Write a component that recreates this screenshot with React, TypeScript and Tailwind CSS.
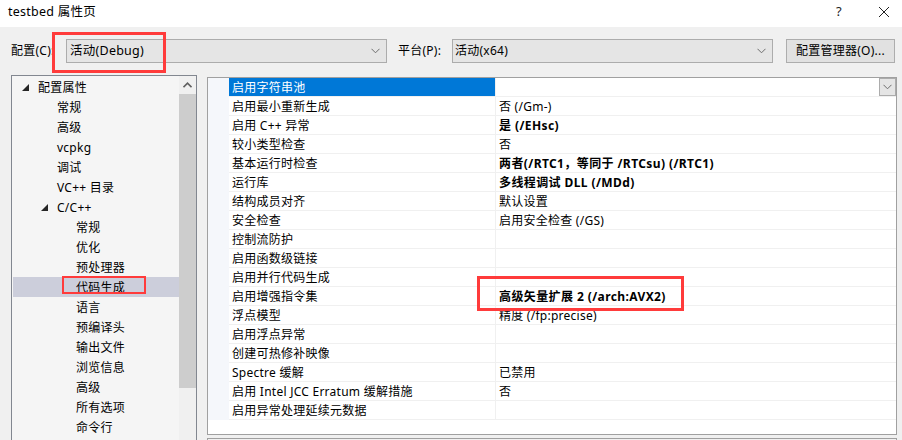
import React from "react";

const font = { fontFamily: '"Noto Sans", "Noto Sans CJK SC", sans-serif' };

function Chevron({ className = "" }: { className?: string }) {
  return (
    <svg width="9" height="6" viewBox="0 0 9 6" className={className}>
      <polyline points="0.5,0.8 4.5,4.8 8.5,0.8" fill="none" stroke="#6d6d6d" strokeWidth="1" />
    </svg>
  );
}

function Tri() {
  return (
    <svg width="7" height="7" viewBox="0 0 7 7">
      <polygon points="7,0 7,7 0,7" fill="#262626" />
    </svg>
  );
}

const tree: { t: string; lvl: number; exp?: boolean; sel?: boolean }[] = [
  { t: "配置属性", lvl: 0, exp: true },
  { t: "常规", lvl: 1 },
  { t: "高级", lvl: 1 },
  { t: "vcpkg", lvl: 1 },
  { t: "调试", lvl: 1 },
  { t: "VC++ 目录", lvl: 1 },
  { t: "C/C++", lvl: 1, exp: true },
  { t: "常规", lvl: 2 },
  { t: "优化", lvl: 2 },
  { t: "预处理器", lvl: 2 },
  { t: "代码生成", lvl: 2, sel: true },
  { t: "语言", lvl: 2 },
  { t: "预编译头", lvl: 2 },
  { t: "输出文件", lvl: 2 },
  { t: "浏览信息", lvl: 2 },
  { t: "高级", lvl: 2 },
  { t: "所有选项", lvl: 2 },
  { t: "命令行", lvl: 2 },
];

const rows: { n: string; v: string; b?: boolean }[] = [
  { n: "启用字符串池", v: "" },
  { n: "启用最小重新生成", v: "否 (/Gm-)" },
  { n: "启用 C++ 异常", v: "是 (/EHsc)", b: true },
  { n: "较小类型检查", v: "否" },
  { n: "基本运行时检查", v: "两者(/RTC1，等同于 /RTCsu) (/RTC1)", b: true },
  { n: "运行库", v: "多线程调试 DLL (/MDd)", b: true },
  { n: "结构成员对齐", v: "默认设置" },
  { n: "安全检查", v: "启用安全检查 (/GS)" },
  { n: "控制流防护", v: "" },
  { n: "启用函数级链接", v: "" },
  { n: "启用并行代码生成", v: "" },
  { n: "启用增强指令集", v: "高级矢量扩展 2 (/arch:AVX2)", b: true },
  { n: "浮点模型", v: "精度 (/fp:precise)" },
  { n: "启用浮点异常", v: "" },
  { n: "创建可热修补映像", v: "" },
  { n: "Spectre 缓解", v: "已禁用" },
  { n: "启用 Intel JCC Erratum 缓解措施", v: "否" },
  { n: "启用异常处理延续元数据", v: "" },
];

export default function App() {
  return (
    <div className="relative w-[902px] h-[440px] overflow-hidden bg-[#f0f0f0] text-[12px] tracking-[0.25px] text-black" style={font}>
      {/* title bar */}
      <div className="h-[27px] bg-white flex items-center pl-[8px] pr-[12px]">
        <span className="text-[12.5px] flex-1 leading-none mt-[-2px]">testbed 属性页</span>
        <span className="text-[13px] text-[#222] mr-[36px] mt-[-4px]">?</span>
        <svg width="12" height="12" viewBox="0 0 12 12" className="mt-[-4px]">
          <path d="M1 1 L11 11 M11 1 L1 11" stroke="#222" strokeWidth="1" />
        </svg>
      </div>

      {/* config row */}
      <div className="flex items-center h-[24px] mt-[12px] pl-[11px]">
        <span className="w-[55px]">配置(C):</span>
        <div className="w-[321px] h-[24px] bg-[#e5e5e5] border border-[#acacac] flex items-center pl-[3px] pr-[6px]">
          <span className="flex-1 text-[12.5px]">活动(Debug)</span>
          <Chevron />
        </div>
        <span className="ml-[11px] w-[54px]">平台(P):</span>
        <div className="w-[321px] h-[24px] bg-[#e5e5e5] border border-[#acacac] flex items-center pl-[2px] pr-[6px]">
          <span className="flex-1">活动(x64)</span>
          <Chevron />
        </div>
        <div className="ml-[13px] w-[109px] h-[24px] bg-[#e1e1e1] border border-[#adadad] flex items-center justify-center">
          配置管理器(O)...
        </div>
      </div>

      {/* main */}
      <div className="flex mt-[12px] pl-[11px]">
        {/* tree */}
        <div className="w-[186px] h-[380px] border border-[#828790] bg-[#f5f5f5] flex">
          <div className="flex-1 pt-[1px]">
            {tree.map((it, i) => (
              <div
                key={i}
                className={`h-[20px] flex items-center pt-[1px] ${it.sel ? "bg-[#cccedb] ml-[1px]" : ""}`}
              >
                <div className="flex items-center" style={{ paddingLeft: (it.sel ? 9 : 10) + it.lvl * 19 }}>
                  <span className="w-[16px] flex items-center">{it.exp ? <Tri /> : null}</span>
                  <span>{it.t}</span>
                </div>
              </div>
            ))}
          </div>
          <div className="w-[17px] bg-[#f0f0f0] flex flex-col">
            <div className="h-[18px] flex items-center justify-center">
              <svg width="9" height="6" viewBox="0 0 9 6">
                <polyline points="0.5,5.2 4.5,1.2 8.5,5.2" fill="none" stroke="#606060" strokeWidth="1.6" />
              </svg>
            </div>
            <div className="h-[294px] bg-[#cdcdcd]" />
          </div>
        </div>

        {/* grid */}
        <div className="ml-[10px] flex flex-col">
          <div className="mt-[2px] w-[690px] h-[358px] border border-[#a0a0a0] bg-white flex">
            <div className="w-[21px] h-[342px] bg-[#f5f7fb]" />
            <div className="flex-1 flex flex-col">
              {rows.map((r, i) => (
                <div key={i} className="h-[19px] flex border-b border-[#f0f0f0]">
                  <div
                    className={`w-[266px] flex items-center pl-[3px] pt-[2px] ${i === 0 ? "bg-[#0078d7] text-white" : ""}`}
                  >
                    {r.n}
                  </div>
                  <div className="w-[1px] bg-[#f0f0f0]" />
                  <div className={`flex-1 flex items-center pl-[3px] ${r.b ? "font-bold tracking-[0.4px]" : ""}`}>
                    <span className="pt-[2px]">{r.v}</span>
                    {i === 0 ? (
                      <div className="ml-auto w-[17px] h-[18px] bg-[#e5e5e5] border border-[#acacac] flex items-center justify-center">
                        <Chevron />
                      </div>
                    ) : null}
                  </div>
                </div>
              ))}
            </div>
          </div>
          <div className="mt-[3px] w-[690px] h-[20px] border border-[#a0a0a0] bg-[#f0f0f0]" />
        </div>
      </div>

      {/* red annotation boxes */}
      <div className="absolute left-[52px] top-[32px] w-[114px] h-[41px] border-[3px] border-[#ff3b3b]" />
      <div className="absolute left-[62px] top-[276px] w-[84px] h-[18px] border-[2px] border-[#ff3b3b]" />
      <div className="absolute left-[477px] top-[276px] w-[207px] h-[35px] border-[3px] border-[#ff3b3b]" />
    </div>
  );
}
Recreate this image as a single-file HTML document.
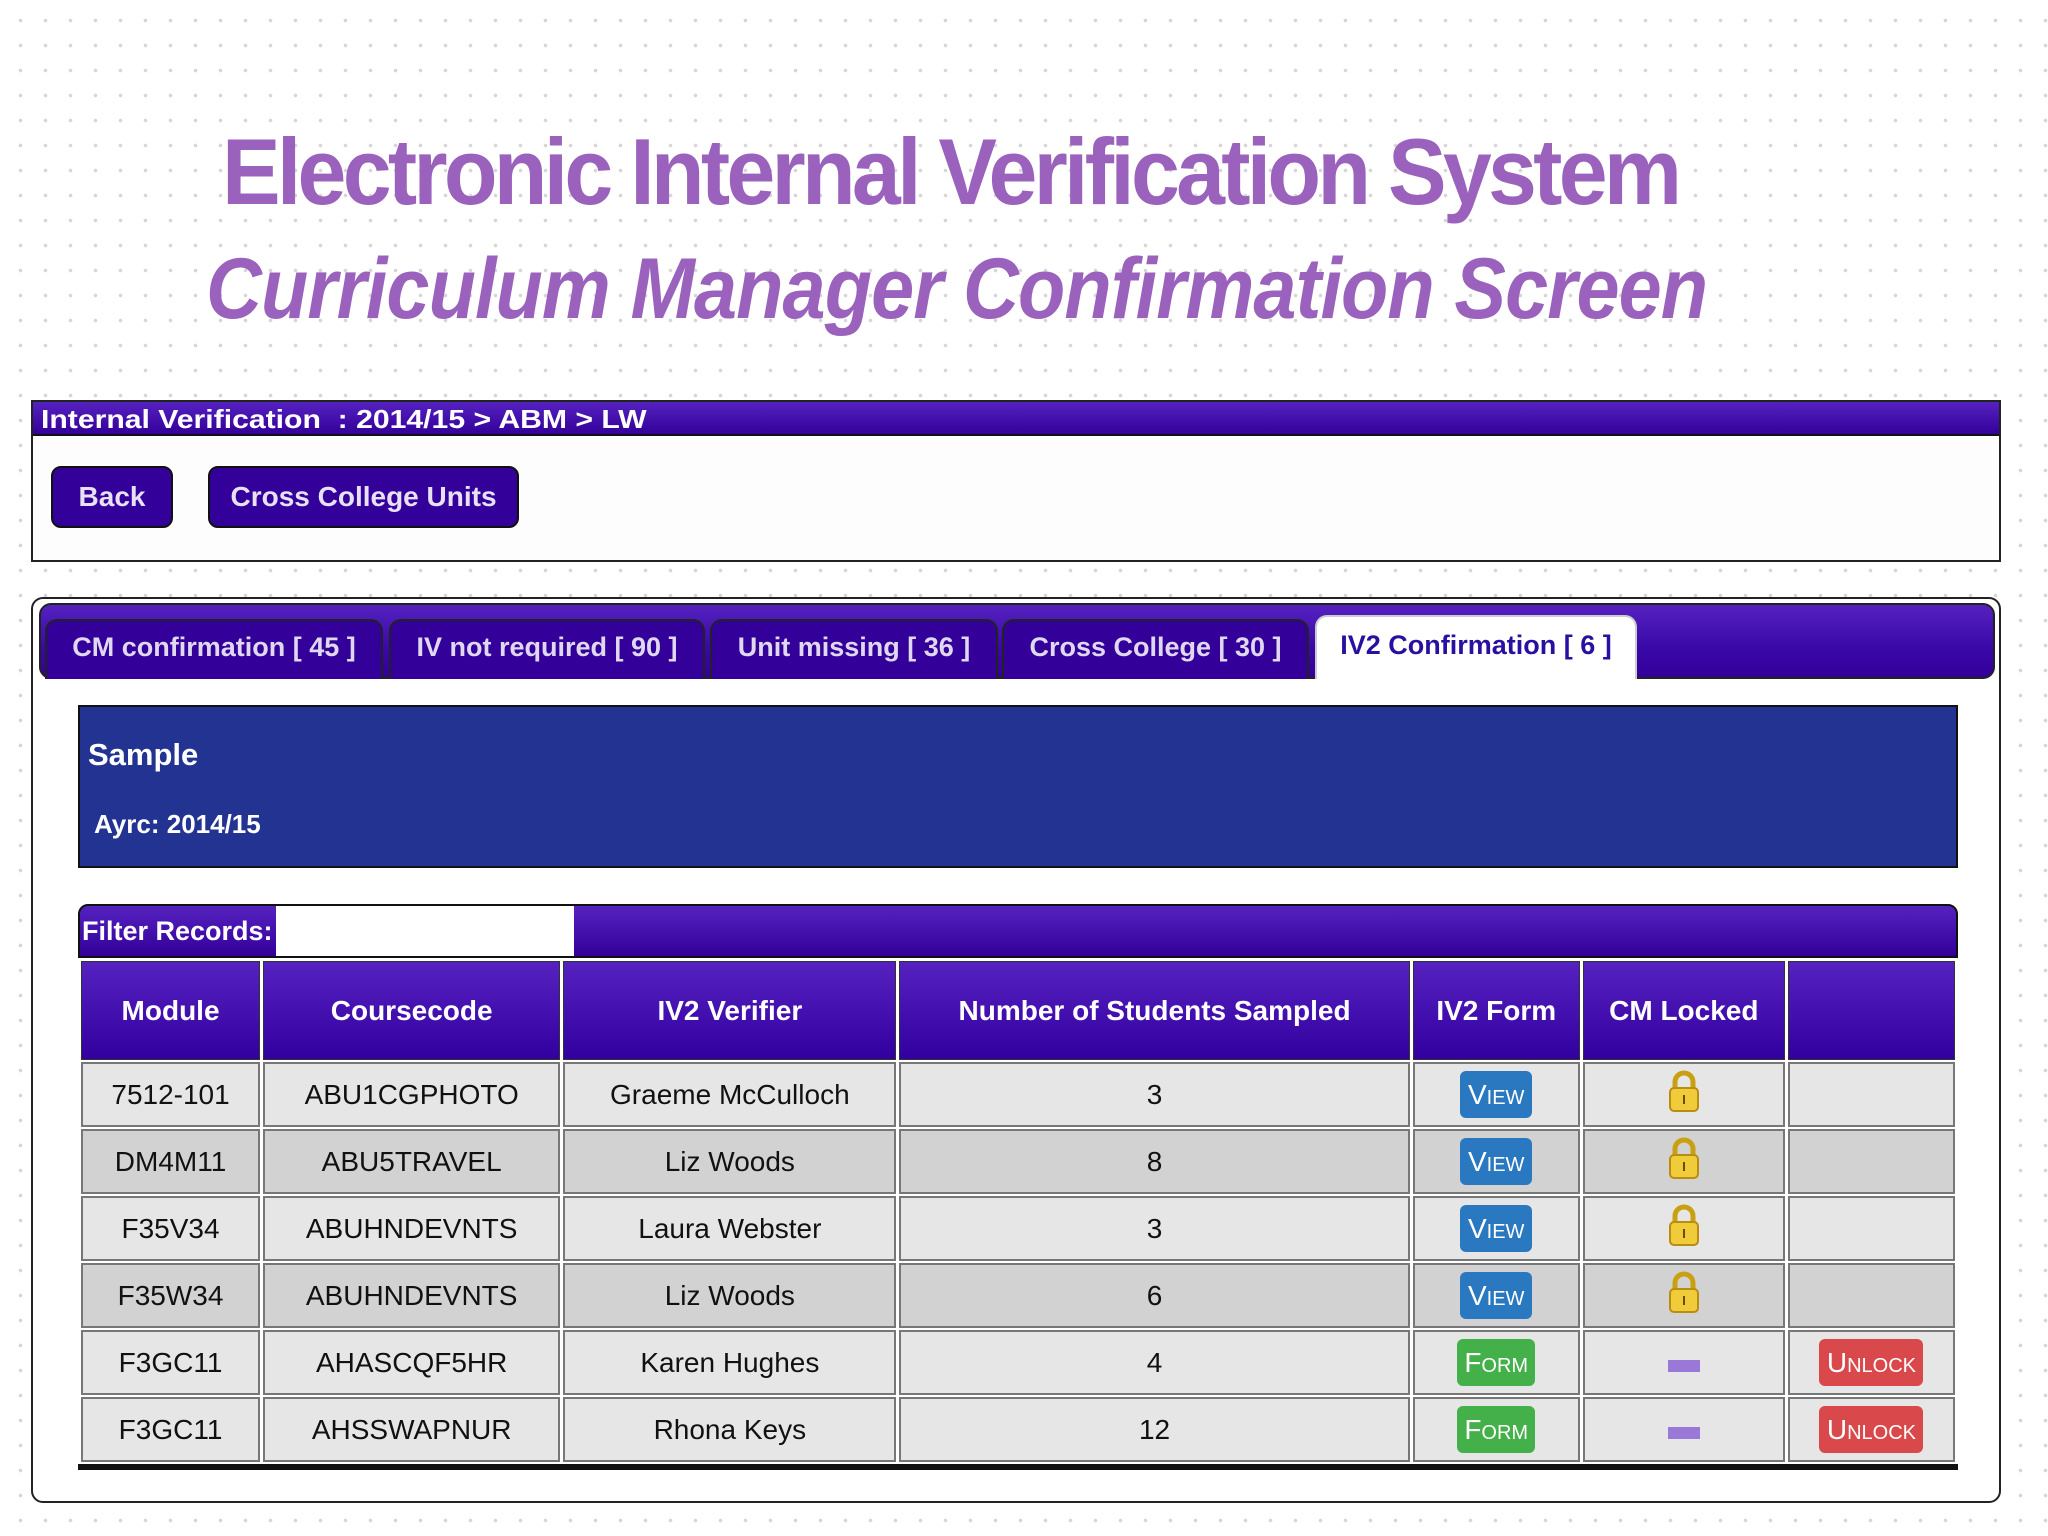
<!DOCTYPE html>
<html><head><meta charset="utf-8"><style>
*{box-sizing:border-box;margin:0;padding:0}
body{width:2048px;height:1536px;position:relative;overflow:hidden;background:#fff;
background-image:radial-gradient(circle,#d6d6d6 1.6px,transparent 2px);background-size:25px 25px;background-position:8px 8px;
font-family:"Liberation Sans",sans-serif}
.a{position:absolute}
h1{position:absolute;left:222px;top:118px;font-size:94px;font-weight:bold;color:#9b62bd;letter-spacing:-4px;white-space:nowrap;transform:scaleX(0.935);transform-origin:0 0}
h2{position:absolute;left:206px;top:240px;font-size:86px;font-weight:bold;font-style:italic;color:#9b62bd;letter-spacing:-1px;white-space:nowrap;transform:scaleX(0.9);transform-origin:0 0}
.box1{left:31px;top:400px;width:1970px;height:162px;border:2px solid #222;background:#fdfdfd}
.bar{left:0;top:0;width:100%;height:34px;background:linear-gradient(#5522c0,#33009a);color:#fff;font-weight:bold;font-size:26px;padding:2px 8px;border-bottom:2px solid #111}
.bar span{display:inline-block;transform:scaleX(1.16);transform-origin:0 0;white-space:nowrap}
.btn{background:#33009a;border:2px solid #111;border-radius:10px;color:#e8e0f4;font-weight:bold;font-size:28px;text-align:center;line-height:58px;height:62px}
.box2{left:31px;top:597px;width:1970px;height:906px;border:2px solid #222;border-radius:12px;background:#fff}
.tabbar{left:6px;top:4px;width:1956px;height:76px;background:linear-gradient(#5522c0 0%,#3a08a8 60%,#33009a);border:2px solid #222;border-radius:12px}
.tab{top:14px;height:60px;background:#33009a;border:2px solid #222;border-bottom:none;border-radius:12px 12px 0 0;color:#e0d8f0;font-weight:bold;font-size:27px;text-align:center;line-height:52px}
.tab.act{background:#fff;color:#2a10a0;border-color:#ccc;height:64px;line-height:56px}
.sample{left:45px;top:106px;width:1880px;height:163px;background:#233391;border:2px solid #111;color:#fff;font-weight:bold}
.filter{left:45px;top:305px;width:1880px;height:54px;background:linear-gradient(#5522c0,#33009a);border:2px solid #111;border-radius:10px 10px 0 0;color:#fff;font-weight:bold;font-size:27px}
table{position:absolute;left:45px;top:360px;width:1880px;border-collapse:separate;border-spacing:3px 2px;background:#fff;border-bottom:6px solid #111}
th{height:99px;background:linear-gradient(#5522c0,#3300a0);color:#fff;font-size:28px;border:1px solid #333}
td{height:65px;text-align:center;font-size:28px;color:#111;border:2px solid #777;background:#e6e6e6}
tr.g td{background:#d2d2d2}
.v,.f,.u{display:inline-block;color:#fff;font-variant:small-caps;font-size:28px;border-radius:6px;height:47px;line-height:47px}
.v{background:#2a78bf;width:72px}
.f{background:#44b04a;width:78px}
.u{background:#d9484a;width:104px}
.m{display:inline-block;width:32px;height:12px;background:#9a78d8;margin-top:14px}
</style></head><body>
<h1>Electronic Internal Verification System</h1>
<h2>Curriculum Manager Confirmation Screen</h2>
<div class="a box1">
<div class="a bar"><span>Internal Verification &nbsp;: 2014/15 &gt; ABM &gt; LW</span></div>
<div class="a btn" style="left:18px;top:64px;width:122px">Back</div>
<div class="a btn" style="left:175px;top:64px;width:311px">Cross College Units</div>
</div>
<div class="a box2">
<div class="a tabbar">
<div class="a tab" style="left:4px;width:338px">CM confirmation [ 45 ]</div>
<div class="a tab" style="left:348px;width:316px">IV not required [ 90 ]</div>
<div class="a tab" style="left:669px;width:288px">Unit missing [ 36 ]</div>
<div class="a tab" style="left:961px;width:307px">Cross College [ 30 ]</div>
<div class="a tab act" style="left:1274px;width:322px;top:10px">IV2 Confirmation [ 6 ]</div>
</div>
<div class="a sample"><div class="a" style="left:8px;top:30px;font-size:31px">Sample</div><div class="a" style="left:14px;top:102px;font-size:26px">Ayrc: 2014/15</div></div>
<div class="a filter"><span class="a" style="left:2px;top:10px">Filter Records:</span><div class="a" style="left:196px;top:0;width:298px;height:50px;background:#fff"></div></div>
<table>
<tr><th style="width:179px">Module</th><th style="width:297px">Coursecode</th><th style="width:333px">IV2 Verifier</th><th style="width:510px">Number of Students Sampled</th><th style="width:167px">IV2 Form</th><th style="width:202px">CM Locked</th><th style="width:167px"></th></tr>
<tr><td>7512-101</td><td>ABU1CGPHOTO</td><td>Graeme McCulloch</td><td>3</td><td><span class="v">View</span></td><td><svg width="40" height="44" viewBox="0 0 40 44"><path d="M11 20V13a9 9 0 0 1 18 0v7" fill="none" stroke="#c9a010" stroke-width="5"/><rect x="6" y="19" width="28" height="23" rx="4" fill="#f1cc3a" stroke="#b88d10" stroke-width="2"/><rect x="19" y="26" width="2" height="9" fill="#6b4c00"/></svg></td><td></td></tr>
<tr class="g"><td>DM4M11</td><td>ABU5TRAVEL</td><td>Liz Woods</td><td>8</td><td><span class="v">View</span></td><td><svg width="40" height="44" viewBox="0 0 40 44"><path d="M11 20V13a9 9 0 0 1 18 0v7" fill="none" stroke="#c9a010" stroke-width="5"/><rect x="6" y="19" width="28" height="23" rx="4" fill="#f1cc3a" stroke="#b88d10" stroke-width="2"/><rect x="19" y="26" width="2" height="9" fill="#6b4c00"/></svg></td><td></td></tr>
<tr><td>F35V34</td><td>ABUHNDEVNTS</td><td>Laura Webster</td><td>3</td><td><span class="v">View</span></td><td><svg width="40" height="44" viewBox="0 0 40 44"><path d="M11 20V13a9 9 0 0 1 18 0v7" fill="none" stroke="#c9a010" stroke-width="5"/><rect x="6" y="19" width="28" height="23" rx="4" fill="#f1cc3a" stroke="#b88d10" stroke-width="2"/><rect x="19" y="26" width="2" height="9" fill="#6b4c00"/></svg></td><td></td></tr>
<tr class="g"><td>F35W34</td><td>ABUHNDEVNTS</td><td>Liz Woods</td><td>6</td><td><span class="v">View</span></td><td><svg width="40" height="44" viewBox="0 0 40 44"><path d="M11 20V13a9 9 0 0 1 18 0v7" fill="none" stroke="#c9a010" stroke-width="5"/><rect x="6" y="19" width="28" height="23" rx="4" fill="#f1cc3a" stroke="#b88d10" stroke-width="2"/><rect x="19" y="26" width="2" height="9" fill="#6b4c00"/></svg></td><td></td></tr>
<tr><td>F3GC11</td><td>AHASCQF5HR</td><td>Karen Hughes</td><td>4</td><td><span class="f">Form</span></td><td><span class="m"></span></td><td><span class="u">Unlock</span></td></tr>
<tr><td>F3GC11</td><td>AHSSWAPNUR</td><td>Rhona Keys</td><td>12</td><td><span class="f">Form</span></td><td><span class="m"></span></td><td><span class="u">Unlock</span></td></tr>
</table>
</div>
</body></html>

- Goal of the exercise -
From the records above, pull out each line that has "image".

- Result of the task -
Recreate this image as a single-file HTML document.
background-image:radial-gradient(circle,#d6d6d6 1.6px,transparent 2px);background-size:25px 25px;background-position:8px 8px;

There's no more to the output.